Beers of Japan – part 5, Spring Valley Brewery

One disadvantage of drinking beer in Japan is that serving sizes are usually very small, so you don’t get to enjoy each beer for very long.

One advantage of drinking beer in Japan is that serving sizes are small, so you can try more different kinds.

And so having already tried four different beers today, I move onto another brewery two streets down to subject myself to a six glass tasting platter. The sacrifices I make for this blog, eh?

From left to right: 496, Copeland, Afterdark, On the Cloud, Daydream, Jazzberry

496 6.5%

The enigmatically named 496 claims to defy categorisation, with a description asserting that it is unlike any other kind of beer.

This IPA is pale amber and clear, and gives off aromas of mandarin orange, straw, and pine resin. There’s more mandarin on the palate to start, with a little more resin joining later on and a sweet orange juice finish. It’s certainly orangey. I’m less convinced by its claims to be a new genre of beer. 2/5

Food pairing: meat miso macaron. Honestly, this pairs really nicely with the beer. It’s just weird as hell eating miso and meat inside a meringue shell.

Copeland 5.5%

This pilsner is gold and very clear. The hints of butter and corn on the nose were expected. The tomato notes were more of a surprise. It’s like I’ve just opened a bag of Tangy Toms.

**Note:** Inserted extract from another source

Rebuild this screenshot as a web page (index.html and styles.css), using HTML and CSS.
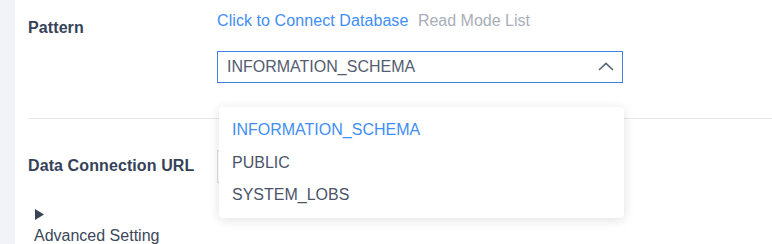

The taste is bitter for a pilsner, with notes of butter and…god damnit, more tomatoes. This is the first time I’ve encountered that flavour in a beer, and hopefully the last. 1/5

Food pairing: olives in dashi broth. The meaty olives and rich, fishy broth make a great snack, but don’t pair especially well with the beer. Maybe I should bring them some Tangy Toms next time I visit.

Afterdark 6.5%

Looking at this beer, I’m not entirely sure of the style. It’s very dark ruby or garnet in colour, and clear when held to the light. Cacao nibs hit very clearly on the nose, followed by more chocolate on the palate. Despite those flavours, it’s a light, dry beer, with a long, blueberry and chocolate finish. A decent dark lager, 3/5

Food pairing: white chocolate coated pecans. I’m dubious about this one at first, suspecting the brewers have taken the lazy route of “chocolate pairs with chocolate”. But then I go back to the beer having eaten a couple of nuts: it’s a little smokier now, more savoury in comparison. Umami, even. The sweet chocolate/savoury beer combination is a good one.

On the Cloud 5.5%

Surprisingly clear for a wheat beer, On the Cloud is pale gold with only the barest hint of translucency.

Wheat is highly prominent on the nose, with lemon zest and a touch of grass backing it up. The mouthfeel is dominated by the bubbles, the gas of which I suppose is meant to represent the cloud we’re on. But beyond the fizz and an undertone of wheat sweetness, there’s no real flavour to this beer. A little more lemon sourness on the finish, very faintly, and that’s it.

I wonder if positioning this on the tasting list directly after a dark lager was the best move. 1/5

Food pairing: caprese salad (but no mozzarella and the basil is in mochi form). Yuck.

Daydream 5.0%

This yuzu-infused beer is cloudy and pale yellow. We’ve seen previously how yuzu can give beer a delightful, citrus flavour and aroma. On this occasion, it makes the beer smell like disinfectant.

On tasting, I start to believe this is yuzu juice with a little beer in it, rather than the other way round. Some other flavours arrive slowly: pineapple, peach, a slightly numbing, peppery aftertaste. But the yuzu stands strong through the whole ordeal. Not one I’d order again. 1/5

Food pairing: bamboo shoots in sancho pepper marinade. These are a fucking revelation. Screw the beer, I want to order a whole plate of this.

Jazzberry 5.0%

Raspberry beer brewed using wine yeast: I’ll admit, my expectations for this beer were not that high. Pinky orange and ever so slightly cloudy, this beer smells (unsurprisingly) of raspberry. A touch of earthiness is the first clue there’s wine yeast involved. There’s no earthiness on the palate, however: raspberry hits hard and fast up front, with mellower grape flavours following close behind.

Despite those low initial expectations, I don’t hate it. Jazzberry is doing what it set out to do: it brings the refreshing, fruity flavours you’re looking for after an evening guzzling grilled barbecue meat at an izakaya. 2/5

Food pairing: sake-marinated pickles and brie. The pickles are inspired. An obvious pairing, perhaps, but one I’m very much enjoying. The brie, not so much.